• **DATA EXTRACT**:
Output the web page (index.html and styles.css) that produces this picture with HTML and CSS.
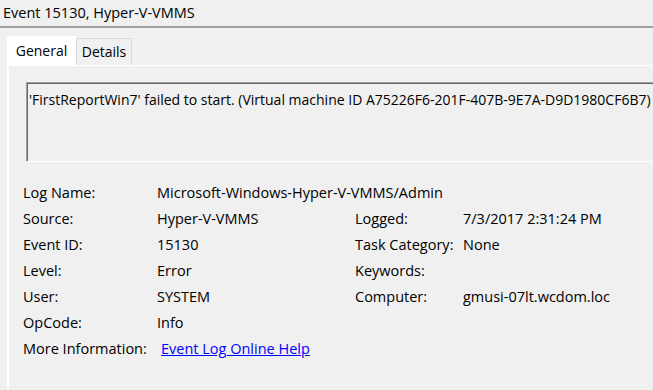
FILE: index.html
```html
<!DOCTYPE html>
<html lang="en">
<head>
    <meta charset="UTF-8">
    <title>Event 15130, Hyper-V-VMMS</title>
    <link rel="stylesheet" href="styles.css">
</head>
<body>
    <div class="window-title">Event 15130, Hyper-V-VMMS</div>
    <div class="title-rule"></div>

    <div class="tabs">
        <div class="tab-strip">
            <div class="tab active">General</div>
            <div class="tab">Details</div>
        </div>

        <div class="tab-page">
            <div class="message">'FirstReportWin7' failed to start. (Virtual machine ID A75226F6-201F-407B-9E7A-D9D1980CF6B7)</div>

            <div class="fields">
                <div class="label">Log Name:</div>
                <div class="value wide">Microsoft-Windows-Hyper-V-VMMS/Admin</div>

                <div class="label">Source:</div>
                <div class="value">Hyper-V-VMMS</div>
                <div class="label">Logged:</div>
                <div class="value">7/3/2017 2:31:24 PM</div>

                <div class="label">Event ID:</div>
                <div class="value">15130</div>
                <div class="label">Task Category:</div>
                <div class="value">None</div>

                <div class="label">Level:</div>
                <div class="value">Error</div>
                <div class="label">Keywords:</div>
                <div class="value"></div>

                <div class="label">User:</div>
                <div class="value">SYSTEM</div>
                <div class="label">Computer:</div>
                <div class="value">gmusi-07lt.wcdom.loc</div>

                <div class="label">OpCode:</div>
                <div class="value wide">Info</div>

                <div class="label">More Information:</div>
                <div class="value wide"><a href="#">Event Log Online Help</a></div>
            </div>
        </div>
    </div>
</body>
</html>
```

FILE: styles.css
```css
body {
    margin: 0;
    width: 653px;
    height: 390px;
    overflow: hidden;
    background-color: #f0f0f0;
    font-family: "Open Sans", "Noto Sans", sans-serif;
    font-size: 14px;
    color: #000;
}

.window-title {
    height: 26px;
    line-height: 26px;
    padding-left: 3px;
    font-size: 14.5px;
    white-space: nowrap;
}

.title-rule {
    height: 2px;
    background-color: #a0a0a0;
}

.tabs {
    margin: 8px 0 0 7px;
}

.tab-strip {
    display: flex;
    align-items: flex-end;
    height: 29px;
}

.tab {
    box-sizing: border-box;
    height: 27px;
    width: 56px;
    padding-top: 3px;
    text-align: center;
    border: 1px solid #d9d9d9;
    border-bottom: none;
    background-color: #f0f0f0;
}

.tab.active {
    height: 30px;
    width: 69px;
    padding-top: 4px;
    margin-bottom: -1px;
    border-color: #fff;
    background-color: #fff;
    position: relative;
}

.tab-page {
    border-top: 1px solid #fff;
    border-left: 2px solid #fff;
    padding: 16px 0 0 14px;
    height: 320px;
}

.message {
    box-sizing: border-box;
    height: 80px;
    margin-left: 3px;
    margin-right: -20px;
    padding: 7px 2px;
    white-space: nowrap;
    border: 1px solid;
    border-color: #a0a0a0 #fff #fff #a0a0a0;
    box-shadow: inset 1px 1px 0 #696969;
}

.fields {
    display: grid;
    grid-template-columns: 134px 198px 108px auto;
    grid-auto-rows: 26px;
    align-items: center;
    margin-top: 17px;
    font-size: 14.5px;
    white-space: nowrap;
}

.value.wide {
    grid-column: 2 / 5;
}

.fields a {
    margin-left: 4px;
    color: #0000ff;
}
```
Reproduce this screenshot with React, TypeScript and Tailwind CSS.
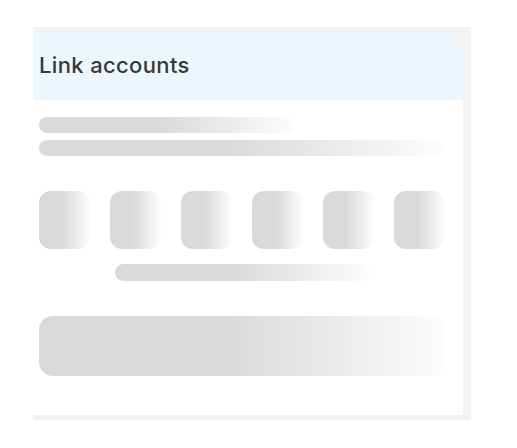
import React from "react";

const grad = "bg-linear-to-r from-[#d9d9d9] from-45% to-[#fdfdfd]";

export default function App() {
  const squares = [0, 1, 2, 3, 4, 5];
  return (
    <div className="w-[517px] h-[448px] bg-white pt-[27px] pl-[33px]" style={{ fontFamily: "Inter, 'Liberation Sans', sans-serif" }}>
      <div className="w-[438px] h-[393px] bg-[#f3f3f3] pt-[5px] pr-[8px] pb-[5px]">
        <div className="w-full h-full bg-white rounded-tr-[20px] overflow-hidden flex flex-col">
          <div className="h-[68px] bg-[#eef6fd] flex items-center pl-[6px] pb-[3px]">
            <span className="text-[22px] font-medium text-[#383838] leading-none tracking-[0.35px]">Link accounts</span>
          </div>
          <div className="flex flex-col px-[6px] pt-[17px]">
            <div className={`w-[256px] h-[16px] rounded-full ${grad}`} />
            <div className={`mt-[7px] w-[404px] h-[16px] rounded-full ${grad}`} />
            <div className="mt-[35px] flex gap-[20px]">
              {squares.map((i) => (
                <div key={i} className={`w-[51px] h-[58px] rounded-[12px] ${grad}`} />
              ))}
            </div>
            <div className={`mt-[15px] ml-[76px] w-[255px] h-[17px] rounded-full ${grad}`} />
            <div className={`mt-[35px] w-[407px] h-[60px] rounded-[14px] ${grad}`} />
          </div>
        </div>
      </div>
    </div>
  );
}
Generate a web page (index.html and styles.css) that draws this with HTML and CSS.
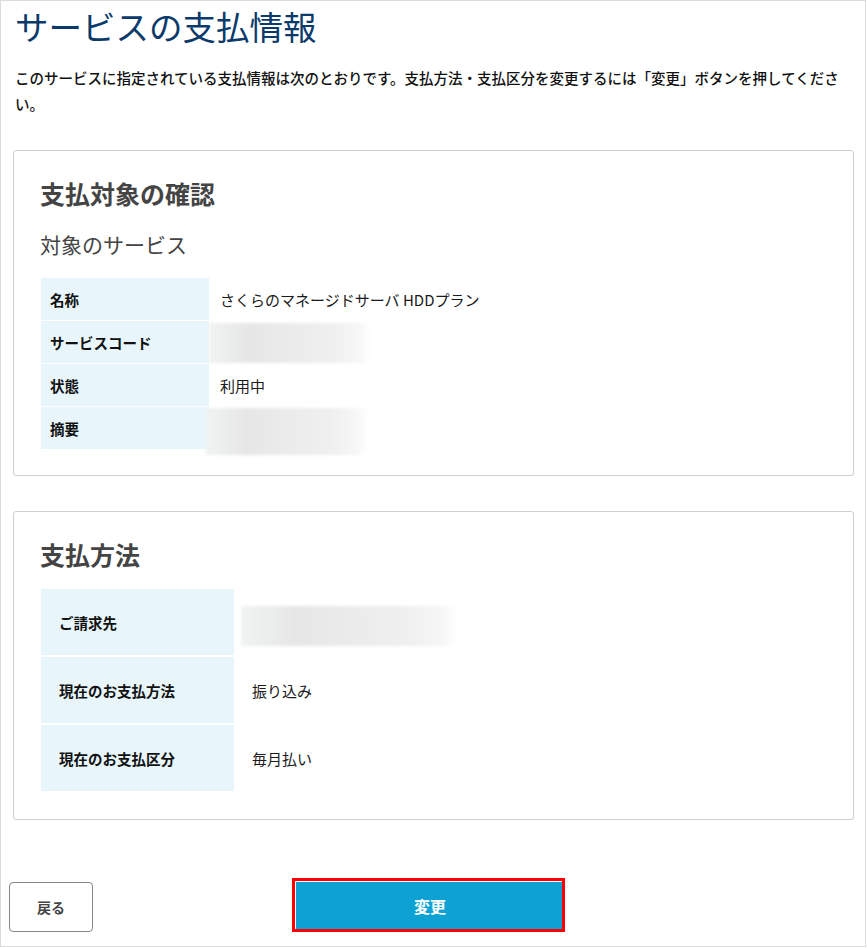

• **WHAT TO PRODUCE**:
Your task is to retype all the entries exactly and leave out any pictures.

• **TASK RESULT**:
Output the web page (index.html and styles.css) that produces this picture with HTML and CSS.
FILE: index.html
```html
<!DOCTYPE html>
<html lang="en">
<head>
    <meta charset="UTF-8">
    <title>Event 15130, Hyper-V-VMMS</title>
    <link rel="stylesheet" href="styles.css">
</head>
<body>
    <div class="window-title">Event 15130, Hyper-V-VMMS</div>
    <div class="title-rule"></div>

    <div class="tabs">
        <div class="tab-strip">
            <div class="tab active">General</div>
            <div class="tab">Details</div>
        </div>

        <div class="tab-page">
            <div class="message">'FirstReportWin7' failed to start. (Virtual machine ID A75226F6-201F-407B-9E7A-D9D1980CF6B7)</div>

            <div class="fields">
                <div class="label">Log Name:</div>
                <div class="value wide">Microsoft-Windows-Hyper-V-VMMS/Admin</div>

                <div class="label">Source:</div>
                <div class="value">Hyper-V-VMMS</div>
                <div class="label">Logged:</div>
                <div class="value">7/3/2017 2:31:24 PM</div>

                <div class="label">Event ID:</div>
                <div class="value">15130</div>
                <div class="label">Task Category:</div>
                <div class="value">None</div>

                <div class="label">Level:</div>
                <div class="value">Error</div>
                <div class="label">Keywords:</div>
                <div class="value"></div>

                <div class="label">User:</div>
                <div class="value">SYSTEM</div>
                <div class="label">Computer:</div>
                <div class="value">gmusi-07lt.wcdom.loc</div>

                <div class="label">OpCode:</div>
                <div class="value wide">Info</div>

                <div class="label">More Information:</div>
                <div class="value wide"><a href="#">Event Log Online Help</a></div>
            </div>
        </div>
    </div>
</body>
</html>
```

FILE: styles.css
```css
body {
    margin: 0;
    width: 653px;
    height: 390px;
    overflow: hidden;
    background-color: #f0f0f0;
    font-family: "Open Sans", "Noto Sans", sans-serif;
    font-size: 14px;
    color: #000;
}

.window-title {
    height: 26px;
    line-height: 26px;
    padding-left: 3px;
    font-size: 14.5px;
    white-space: nowrap;
}

.title-rule {
    height: 2px;
    background-color: #a0a0a0;
}

.tabs {
    margin: 8px 0 0 7px;
}

.tab-strip {
    display: flex;
    align-items: flex-end;
    height: 29px;
}

.tab {
    box-sizing: border-box;
    height: 27px;
    width: 56px;
    padding-top: 3px;
    text-align: center;
    border: 1px solid #d9d9d9;
    border-bottom: none;
    background-color: #f0f0f0;
}

.tab.active {
    height: 30px;
    width: 69px;
    padding-top: 4px;
    margin-bottom: -1px;
    border-color: #fff;
    background-color: #fff;
    position: relative;
}

.tab-page {
    border-top: 1px solid #fff;
    border-left: 2px solid #fff;
    padding: 16px 0 0 14px;
    height: 320px;
}

.message {
    box-sizing: border-box;
    height: 80px;
    margin-left: 3px;
    margin-right: -20px;
    padding: 7px 2px;
    white-space: nowrap;
    border: 1px solid;
    border-color: #a0a0a0 #fff #fff #a0a0a0;
    box-shadow: inset 1px 1px 0 #696969;
}

.fields {
    display: grid;
    grid-template-columns: 134px 198px 108px auto;
    grid-auto-rows: 26px;
    align-items: center;
    margin-top: 17px;
    font-size: 14.5px;
    white-space: nowrap;
}

.value.wide {
    grid-column: 2 / 5;
}

.fields a {
    margin-left: 4px;
    color: #0000ff;
}
```
Reproduce this screenshot with React, TypeScript and Tailwind CSS.
import React from "react";

const grad = "bg-linear-to-r from-[#d9d9d9] from-45% to-[#fdfdfd]";

export default function App() {
  const squares = [0, 1, 2, 3, 4, 5];
  return (
    <div className="w-[517px] h-[448px] bg-white pt-[27px] pl-[33px]" style={{ fontFamily: "Inter, 'Liberation Sans', sans-serif" }}>
      <div className="w-[438px] h-[393px] bg-[#f3f3f3] pt-[5px] pr-[8px] pb-[5px]">
        <div className="w-full h-full bg-white rounded-tr-[20px] overflow-hidden flex flex-col">
          <div className="h-[68px] bg-[#eef6fd] flex items-center pl-[6px] pb-[3px]">
            <span className="text-[22px] font-medium text-[#383838] leading-none tracking-[0.35px]">Link accounts</span>
          </div>
          <div className="flex flex-col px-[6px] pt-[17px]">
            <div className={`w-[256px] h-[16px] rounded-full ${grad}`} />
            <div className={`mt-[7px] w-[404px] h-[16px] rounded-full ${grad}`} />
            <div className="mt-[35px] flex gap-[20px]">
              {squares.map((i) => (
                <div key={i} className={`w-[51px] h-[58px] rounded-[12px] ${grad}`} />
              ))}
            </div>
            <div className={`mt-[15px] ml-[76px] w-[255px] h-[17px] rounded-full ${grad}`} />
            <div className={`mt-[35px] w-[407px] h-[60px] rounded-[14px] ${grad}`} />
          </div>
        </div>
      </div>
    </div>
  );
}
Generate a web page (index.html and styles.css) that draws this with HTML and CSS.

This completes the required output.